WHAT IS EXPECTED:
Please transcribe the listing below in full and word for word, without its pictures.

INFORMATION PROVIDED:
——————————

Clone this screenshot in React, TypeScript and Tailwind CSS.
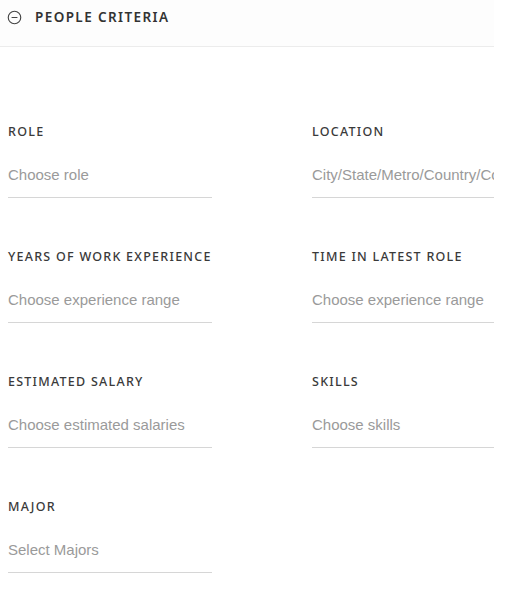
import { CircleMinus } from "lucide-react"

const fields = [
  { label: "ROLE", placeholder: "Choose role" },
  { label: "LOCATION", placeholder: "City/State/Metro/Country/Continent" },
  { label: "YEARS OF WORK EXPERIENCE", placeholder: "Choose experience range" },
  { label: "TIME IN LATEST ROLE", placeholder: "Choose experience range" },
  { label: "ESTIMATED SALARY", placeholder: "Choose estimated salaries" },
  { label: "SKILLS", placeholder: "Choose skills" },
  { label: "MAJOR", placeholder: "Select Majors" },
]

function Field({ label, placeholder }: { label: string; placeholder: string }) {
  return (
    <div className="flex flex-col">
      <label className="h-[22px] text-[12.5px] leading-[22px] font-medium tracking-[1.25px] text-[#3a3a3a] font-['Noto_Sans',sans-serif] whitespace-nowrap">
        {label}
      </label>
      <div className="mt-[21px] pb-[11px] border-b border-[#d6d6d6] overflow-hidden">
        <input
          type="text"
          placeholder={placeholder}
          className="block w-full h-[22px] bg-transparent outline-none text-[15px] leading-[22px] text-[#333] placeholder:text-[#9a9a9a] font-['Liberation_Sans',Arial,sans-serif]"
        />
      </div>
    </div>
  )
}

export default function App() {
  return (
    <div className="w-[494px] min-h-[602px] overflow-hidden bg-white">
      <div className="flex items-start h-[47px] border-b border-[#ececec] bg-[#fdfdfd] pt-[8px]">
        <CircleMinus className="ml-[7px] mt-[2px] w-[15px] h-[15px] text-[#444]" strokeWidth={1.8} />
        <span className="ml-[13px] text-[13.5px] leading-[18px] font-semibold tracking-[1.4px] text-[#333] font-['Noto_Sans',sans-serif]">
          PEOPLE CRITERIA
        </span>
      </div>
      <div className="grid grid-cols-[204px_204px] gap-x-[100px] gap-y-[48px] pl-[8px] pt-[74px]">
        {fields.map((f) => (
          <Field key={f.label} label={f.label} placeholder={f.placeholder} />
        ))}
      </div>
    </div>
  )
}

——————————

THE ANSWER:
Clone this screenshot in React, TypeScript and Tailwind CSS.
import { CircleMinus } from "lucide-react"

const fields = [
  { label: "ROLE", placeholder: "Choose role" },
  { label: "LOCATION", placeholder: "City/State/Metro/Country/Continent" },
  { label: "YEARS OF WORK EXPERIENCE", placeholder: "Choose experience range" },
  { label: "TIME IN LATEST ROLE", placeholder: "Choose experience range" },
  { label: "ESTIMATED SALARY", placeholder: "Choose estimated salaries" },
  { label: "SKILLS", placeholder: "Choose skills" },
  { label: "MAJOR", placeholder: "Select Majors" },
]

function Field({ label, placeholder }: { label: string; placeholder: string }) {
  return (
    <div className="flex flex-col">
      <label className="h-[22px] text-[12.5px] leading-[22px] font-medium tracking-[1.25px] text-[#3a3a3a] font-['Noto_Sans',sans-serif] whitespace-nowrap">
        {label}
      </label>
      <div className="mt-[21px] pb-[11px] border-b border-[#d6d6d6] overflow-hidden">
        <input
          type="text"
          placeholder={placeholder}
          className="block w-full h-[22px] bg-transparent outline-none text-[15px] leading-[22px] text-[#333] placeholder:text-[#9a9a9a] font-['Liberation_Sans',Arial,sans-serif]"
        />
      </div>
    </div>
  )
}

export default function App() {
  return (
    <div className="w-[494px] min-h-[602px] overflow-hidden bg-white">
      <div className="flex items-start h-[47px] border-b border-[#ececec] bg-[#fdfdfd] pt-[8px]">
        <CircleMinus className="ml-[7px] mt-[2px] w-[15px] h-[15px] text-[#444]" strokeWidth={1.8} />
        <span className="ml-[13px] text-[13.5px] leading-[18px] font-semibold tracking-[1.4px] text-[#333] font-['Noto_Sans',sans-serif]">
          PEOPLE CRITERIA
        </span>
      </div>
      <div className="grid grid-cols-[204px_204px] gap-x-[100px] gap-y-[48px] pl-[8px] pt-[74px]">
        {fields.map((f) => (
          <Field key={f.label} label={f.label} placeholder={f.placeholder} />
        ))}
      </div>
    </div>
  )
}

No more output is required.